Dogs that survived endured terrible living conditions throughout their adult lives, and were forced to tirelessly train for battles. Investigators confiscated what they considered to be horrific devices that would typically be used in a torture chamber.

Seized veterinary surgical supplies include skin staplers and ‘rape stands’ that are designed to immobilize female dogs for breeding. There were also plugging cords used for electrocution, steroids and other supplements for enhanced performance, and ‘break sticks’ to release a dog’s grip on another canine.

Some of the many items confiscated on Aug. 10, 2021. (Eyewitness News ABC7NY Screenshot via TheBL/YouTube)

“These are defenseless animals that are bred for one purpose: to kill or be killed for the mere entertainment of these depraved individuals,” Sini said according to Newsday. “The only thing these defendants cared about were money, and their own personal status, in this sick underground network.”

Authorities revealed dog fights were very profitable, with individuals betting up to $175,000 on a single competition that could last for hours.

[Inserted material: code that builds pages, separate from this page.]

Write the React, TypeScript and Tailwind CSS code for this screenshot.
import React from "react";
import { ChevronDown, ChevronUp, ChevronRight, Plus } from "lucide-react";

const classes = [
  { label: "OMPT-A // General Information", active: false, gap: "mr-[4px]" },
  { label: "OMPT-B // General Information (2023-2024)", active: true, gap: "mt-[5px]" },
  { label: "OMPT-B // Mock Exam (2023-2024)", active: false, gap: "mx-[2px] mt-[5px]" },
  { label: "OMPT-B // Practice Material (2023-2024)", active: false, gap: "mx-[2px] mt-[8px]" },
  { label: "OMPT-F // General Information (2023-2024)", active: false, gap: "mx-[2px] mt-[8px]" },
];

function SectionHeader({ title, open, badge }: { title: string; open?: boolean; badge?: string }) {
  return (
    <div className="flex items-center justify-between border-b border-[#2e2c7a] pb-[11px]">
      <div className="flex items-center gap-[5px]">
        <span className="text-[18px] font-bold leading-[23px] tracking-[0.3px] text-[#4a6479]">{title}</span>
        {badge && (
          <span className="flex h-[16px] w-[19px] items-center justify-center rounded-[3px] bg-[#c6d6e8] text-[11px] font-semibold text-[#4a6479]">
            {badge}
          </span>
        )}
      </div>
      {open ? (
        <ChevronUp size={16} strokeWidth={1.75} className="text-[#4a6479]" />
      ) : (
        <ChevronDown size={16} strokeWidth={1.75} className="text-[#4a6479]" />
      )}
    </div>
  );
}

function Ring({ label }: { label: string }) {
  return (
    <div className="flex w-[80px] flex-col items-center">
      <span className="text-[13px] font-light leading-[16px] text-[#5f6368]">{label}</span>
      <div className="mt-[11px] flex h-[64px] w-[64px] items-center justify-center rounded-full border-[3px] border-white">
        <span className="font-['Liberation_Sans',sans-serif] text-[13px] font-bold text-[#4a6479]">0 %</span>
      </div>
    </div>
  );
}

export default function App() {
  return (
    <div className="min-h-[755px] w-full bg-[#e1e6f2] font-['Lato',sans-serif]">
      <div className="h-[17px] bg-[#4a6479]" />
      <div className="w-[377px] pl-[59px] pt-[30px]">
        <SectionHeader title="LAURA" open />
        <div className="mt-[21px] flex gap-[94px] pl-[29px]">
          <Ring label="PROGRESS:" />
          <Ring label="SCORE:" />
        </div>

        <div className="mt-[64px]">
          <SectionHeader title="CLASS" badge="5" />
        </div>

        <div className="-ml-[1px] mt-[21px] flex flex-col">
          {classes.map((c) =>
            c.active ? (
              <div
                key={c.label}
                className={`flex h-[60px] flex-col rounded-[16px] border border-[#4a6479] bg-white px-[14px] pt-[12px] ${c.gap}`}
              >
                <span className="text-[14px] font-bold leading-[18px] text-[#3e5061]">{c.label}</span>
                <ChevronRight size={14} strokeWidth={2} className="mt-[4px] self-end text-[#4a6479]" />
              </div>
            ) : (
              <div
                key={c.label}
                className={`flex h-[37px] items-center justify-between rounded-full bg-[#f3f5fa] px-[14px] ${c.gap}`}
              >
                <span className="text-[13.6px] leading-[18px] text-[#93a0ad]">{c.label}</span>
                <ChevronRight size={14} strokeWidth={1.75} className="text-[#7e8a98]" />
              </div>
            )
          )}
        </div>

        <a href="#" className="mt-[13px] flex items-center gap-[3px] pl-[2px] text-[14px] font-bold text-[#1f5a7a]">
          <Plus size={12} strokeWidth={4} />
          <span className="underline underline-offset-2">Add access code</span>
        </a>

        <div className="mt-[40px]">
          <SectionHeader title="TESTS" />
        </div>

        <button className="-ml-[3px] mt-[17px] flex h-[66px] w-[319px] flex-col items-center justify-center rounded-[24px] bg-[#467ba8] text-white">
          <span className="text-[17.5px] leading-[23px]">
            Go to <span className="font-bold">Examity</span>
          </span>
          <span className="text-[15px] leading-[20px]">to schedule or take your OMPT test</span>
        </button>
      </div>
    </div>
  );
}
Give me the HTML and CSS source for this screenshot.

“Many of us have dogs as pets in our homes and we love them as another family member,” Sini said in a statement. “This case is about how a criminal network bred dogs, tortured them, and put them in serious harm’s way just to make a buck.”

Officials charged Mastic residents William Ashton and Darrel Madison, Bay Shore residents Jontae Barker and Jerome Chapman, Edward Hodge (Uniondale), Jeffrey Spencer (Wyandanch), Paul Whelan (Shirley), Timothy Eury (Hempstead), Charles Macwhinnie (Hampton Bays), and Joseph Owens (Amityville). Most of the suspects were aged between 32 and 80.

The investigation concluded inhumane dog fighting culture “persists in all corners of America,” and officers will continue to shut it down.